We've provided some insights in our investor deck regarding ARPU metrics, separating ARPU for local sales which has remained stable and has even grown slightly. The lower ARPU numbers during our migration stem from legacy technology platforms due to our transition efforts. We're implementing new marketing center structures to encourage an easier entry point that spurs an upsell opportunity later. The migration of our marketing services clients is more cost-effective for us, leading to lower initial revenue numbers but fostering future growth potential.

Speaker 9

Can you discuss the gross margin progression in the core Thryv SaaS business? What's the right way to think about the pace of margin expansion as you see momentum on multicenter adoption?

Joe Walsh Chairman

At our last Analyst Day, we indicated a goal towards 75% gross margin, up from the low 60s at that time.
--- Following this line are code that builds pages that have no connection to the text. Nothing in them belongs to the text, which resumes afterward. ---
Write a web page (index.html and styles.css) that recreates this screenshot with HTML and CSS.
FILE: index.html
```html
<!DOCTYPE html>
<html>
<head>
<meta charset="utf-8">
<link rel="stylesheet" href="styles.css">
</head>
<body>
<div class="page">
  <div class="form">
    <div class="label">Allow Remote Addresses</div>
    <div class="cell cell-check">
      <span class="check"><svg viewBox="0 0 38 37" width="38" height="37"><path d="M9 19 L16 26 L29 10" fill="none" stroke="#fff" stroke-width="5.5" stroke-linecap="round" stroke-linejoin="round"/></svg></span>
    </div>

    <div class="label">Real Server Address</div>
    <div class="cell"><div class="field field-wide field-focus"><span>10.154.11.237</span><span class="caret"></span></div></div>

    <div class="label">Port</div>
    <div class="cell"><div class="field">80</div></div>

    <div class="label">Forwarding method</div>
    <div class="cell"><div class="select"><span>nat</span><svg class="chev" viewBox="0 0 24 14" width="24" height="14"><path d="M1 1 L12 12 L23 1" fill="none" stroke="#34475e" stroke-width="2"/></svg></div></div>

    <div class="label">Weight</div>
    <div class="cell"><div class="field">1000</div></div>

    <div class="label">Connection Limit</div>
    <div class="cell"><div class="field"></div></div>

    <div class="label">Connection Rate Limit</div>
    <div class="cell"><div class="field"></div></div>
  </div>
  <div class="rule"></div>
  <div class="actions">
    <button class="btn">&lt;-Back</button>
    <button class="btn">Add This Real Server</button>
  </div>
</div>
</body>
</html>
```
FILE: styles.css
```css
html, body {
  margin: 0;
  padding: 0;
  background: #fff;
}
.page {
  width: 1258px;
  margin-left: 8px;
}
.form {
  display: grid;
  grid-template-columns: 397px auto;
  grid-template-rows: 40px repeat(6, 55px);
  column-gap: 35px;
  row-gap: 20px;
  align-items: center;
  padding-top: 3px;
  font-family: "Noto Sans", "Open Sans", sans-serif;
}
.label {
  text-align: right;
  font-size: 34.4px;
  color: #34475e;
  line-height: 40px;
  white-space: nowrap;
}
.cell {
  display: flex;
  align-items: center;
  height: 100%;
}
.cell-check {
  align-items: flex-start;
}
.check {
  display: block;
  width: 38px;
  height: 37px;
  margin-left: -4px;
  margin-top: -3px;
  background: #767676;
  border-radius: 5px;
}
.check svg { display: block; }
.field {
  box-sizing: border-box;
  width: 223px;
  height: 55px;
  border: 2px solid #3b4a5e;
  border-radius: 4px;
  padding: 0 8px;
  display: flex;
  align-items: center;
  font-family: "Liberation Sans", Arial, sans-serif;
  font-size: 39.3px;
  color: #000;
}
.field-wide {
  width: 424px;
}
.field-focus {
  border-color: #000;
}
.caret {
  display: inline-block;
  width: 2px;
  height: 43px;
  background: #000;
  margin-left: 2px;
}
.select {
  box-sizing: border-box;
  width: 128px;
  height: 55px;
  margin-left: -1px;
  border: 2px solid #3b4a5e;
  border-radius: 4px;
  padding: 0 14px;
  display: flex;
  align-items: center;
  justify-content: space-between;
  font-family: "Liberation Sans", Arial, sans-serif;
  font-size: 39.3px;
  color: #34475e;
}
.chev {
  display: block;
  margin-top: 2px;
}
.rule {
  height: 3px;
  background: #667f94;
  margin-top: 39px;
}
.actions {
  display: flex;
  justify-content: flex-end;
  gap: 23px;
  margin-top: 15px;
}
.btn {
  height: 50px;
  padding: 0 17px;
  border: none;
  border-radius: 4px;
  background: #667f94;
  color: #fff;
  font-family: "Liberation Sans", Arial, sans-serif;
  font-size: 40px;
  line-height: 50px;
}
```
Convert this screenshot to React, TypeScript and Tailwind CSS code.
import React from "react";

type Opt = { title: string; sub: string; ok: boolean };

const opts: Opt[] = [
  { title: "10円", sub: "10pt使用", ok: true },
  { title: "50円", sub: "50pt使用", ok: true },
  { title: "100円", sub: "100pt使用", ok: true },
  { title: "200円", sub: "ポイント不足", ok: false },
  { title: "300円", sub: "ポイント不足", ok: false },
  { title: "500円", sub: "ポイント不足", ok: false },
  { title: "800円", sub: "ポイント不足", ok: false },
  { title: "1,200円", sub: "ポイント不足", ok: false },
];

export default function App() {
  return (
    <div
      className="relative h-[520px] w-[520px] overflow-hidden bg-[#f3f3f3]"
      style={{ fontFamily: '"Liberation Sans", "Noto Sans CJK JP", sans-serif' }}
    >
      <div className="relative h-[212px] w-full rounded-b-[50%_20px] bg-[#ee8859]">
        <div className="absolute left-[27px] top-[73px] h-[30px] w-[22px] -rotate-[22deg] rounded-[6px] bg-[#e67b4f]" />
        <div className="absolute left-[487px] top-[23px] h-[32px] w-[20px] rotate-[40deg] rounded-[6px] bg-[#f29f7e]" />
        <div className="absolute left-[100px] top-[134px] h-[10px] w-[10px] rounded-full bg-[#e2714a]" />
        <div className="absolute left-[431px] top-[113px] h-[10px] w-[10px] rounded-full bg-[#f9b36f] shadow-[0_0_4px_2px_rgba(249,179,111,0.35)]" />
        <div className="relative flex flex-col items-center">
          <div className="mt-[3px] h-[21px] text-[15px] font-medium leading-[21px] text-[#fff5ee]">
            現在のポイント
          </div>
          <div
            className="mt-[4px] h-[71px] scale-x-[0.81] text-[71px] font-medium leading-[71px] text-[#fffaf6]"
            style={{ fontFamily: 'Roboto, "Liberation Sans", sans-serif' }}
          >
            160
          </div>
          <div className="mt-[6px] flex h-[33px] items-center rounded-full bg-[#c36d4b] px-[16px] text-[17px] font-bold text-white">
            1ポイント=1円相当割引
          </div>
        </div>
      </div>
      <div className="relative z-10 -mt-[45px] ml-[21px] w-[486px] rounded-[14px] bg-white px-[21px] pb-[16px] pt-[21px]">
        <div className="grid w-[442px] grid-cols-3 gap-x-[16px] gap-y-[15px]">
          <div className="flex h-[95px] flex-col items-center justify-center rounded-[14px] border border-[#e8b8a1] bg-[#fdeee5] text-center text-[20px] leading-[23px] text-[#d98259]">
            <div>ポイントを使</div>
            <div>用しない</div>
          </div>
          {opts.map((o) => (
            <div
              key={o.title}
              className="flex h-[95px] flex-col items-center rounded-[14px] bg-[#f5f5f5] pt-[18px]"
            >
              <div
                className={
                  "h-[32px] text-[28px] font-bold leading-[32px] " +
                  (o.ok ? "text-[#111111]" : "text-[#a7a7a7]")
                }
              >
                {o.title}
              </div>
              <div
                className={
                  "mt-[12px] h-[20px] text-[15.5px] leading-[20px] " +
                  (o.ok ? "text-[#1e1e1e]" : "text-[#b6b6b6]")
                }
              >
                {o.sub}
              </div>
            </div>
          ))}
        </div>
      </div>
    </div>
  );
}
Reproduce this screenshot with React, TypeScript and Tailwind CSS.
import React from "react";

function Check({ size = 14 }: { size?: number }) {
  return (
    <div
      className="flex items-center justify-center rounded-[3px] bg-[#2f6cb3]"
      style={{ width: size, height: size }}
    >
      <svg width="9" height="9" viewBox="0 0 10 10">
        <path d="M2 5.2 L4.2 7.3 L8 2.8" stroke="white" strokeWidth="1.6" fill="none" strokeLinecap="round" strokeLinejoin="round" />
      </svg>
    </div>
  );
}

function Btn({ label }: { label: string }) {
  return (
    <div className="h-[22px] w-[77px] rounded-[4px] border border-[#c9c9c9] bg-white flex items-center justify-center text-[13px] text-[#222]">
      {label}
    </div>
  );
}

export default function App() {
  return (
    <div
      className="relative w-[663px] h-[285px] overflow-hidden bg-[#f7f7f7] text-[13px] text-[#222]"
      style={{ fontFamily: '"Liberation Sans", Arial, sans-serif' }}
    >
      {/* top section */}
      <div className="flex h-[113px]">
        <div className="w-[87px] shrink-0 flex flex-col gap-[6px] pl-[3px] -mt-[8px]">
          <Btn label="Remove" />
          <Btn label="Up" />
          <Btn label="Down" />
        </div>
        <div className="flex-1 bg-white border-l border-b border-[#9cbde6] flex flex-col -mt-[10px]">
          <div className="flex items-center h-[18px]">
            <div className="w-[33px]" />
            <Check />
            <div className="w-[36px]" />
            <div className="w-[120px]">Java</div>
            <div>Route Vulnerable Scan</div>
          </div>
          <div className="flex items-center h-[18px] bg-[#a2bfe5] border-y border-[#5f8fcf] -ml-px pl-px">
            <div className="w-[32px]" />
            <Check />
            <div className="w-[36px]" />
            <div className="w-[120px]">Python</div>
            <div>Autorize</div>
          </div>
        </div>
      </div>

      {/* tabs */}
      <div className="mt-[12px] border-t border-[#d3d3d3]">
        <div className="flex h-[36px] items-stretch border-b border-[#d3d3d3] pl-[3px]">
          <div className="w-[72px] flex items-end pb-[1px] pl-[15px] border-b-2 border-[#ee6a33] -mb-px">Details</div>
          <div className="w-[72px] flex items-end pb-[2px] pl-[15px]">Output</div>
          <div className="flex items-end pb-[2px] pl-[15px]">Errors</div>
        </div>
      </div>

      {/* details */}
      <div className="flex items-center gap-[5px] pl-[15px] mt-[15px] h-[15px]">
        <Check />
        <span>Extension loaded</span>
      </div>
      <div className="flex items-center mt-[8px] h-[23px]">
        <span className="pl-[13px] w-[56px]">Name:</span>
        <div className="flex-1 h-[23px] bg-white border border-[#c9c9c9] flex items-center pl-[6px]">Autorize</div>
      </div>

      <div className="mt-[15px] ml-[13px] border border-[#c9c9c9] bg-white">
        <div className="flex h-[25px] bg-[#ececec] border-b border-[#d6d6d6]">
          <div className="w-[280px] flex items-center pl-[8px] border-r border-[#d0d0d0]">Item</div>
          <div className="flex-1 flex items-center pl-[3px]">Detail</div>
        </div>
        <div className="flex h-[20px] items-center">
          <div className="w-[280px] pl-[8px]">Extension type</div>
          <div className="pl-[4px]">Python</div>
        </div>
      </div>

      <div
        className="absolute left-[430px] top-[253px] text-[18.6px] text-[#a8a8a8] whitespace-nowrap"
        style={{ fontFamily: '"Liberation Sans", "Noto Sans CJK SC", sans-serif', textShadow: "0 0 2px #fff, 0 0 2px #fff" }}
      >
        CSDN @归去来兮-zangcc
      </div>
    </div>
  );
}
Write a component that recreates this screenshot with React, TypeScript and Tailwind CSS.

As we scale and mature as a SaaS company, margins will continue to rise. The addition of Keap will further improve these margins. We plan to provide updated guidance on gross margins at the upcoming Analyst Day. I don’t foresee any decline; the current momentum will likely yield increased margins. Looking forward to seeing everyone at the Analyst Day.

Operator

That concludes our Q&A session and today's call. Thank you, everyone, for joining. You may now disconnect.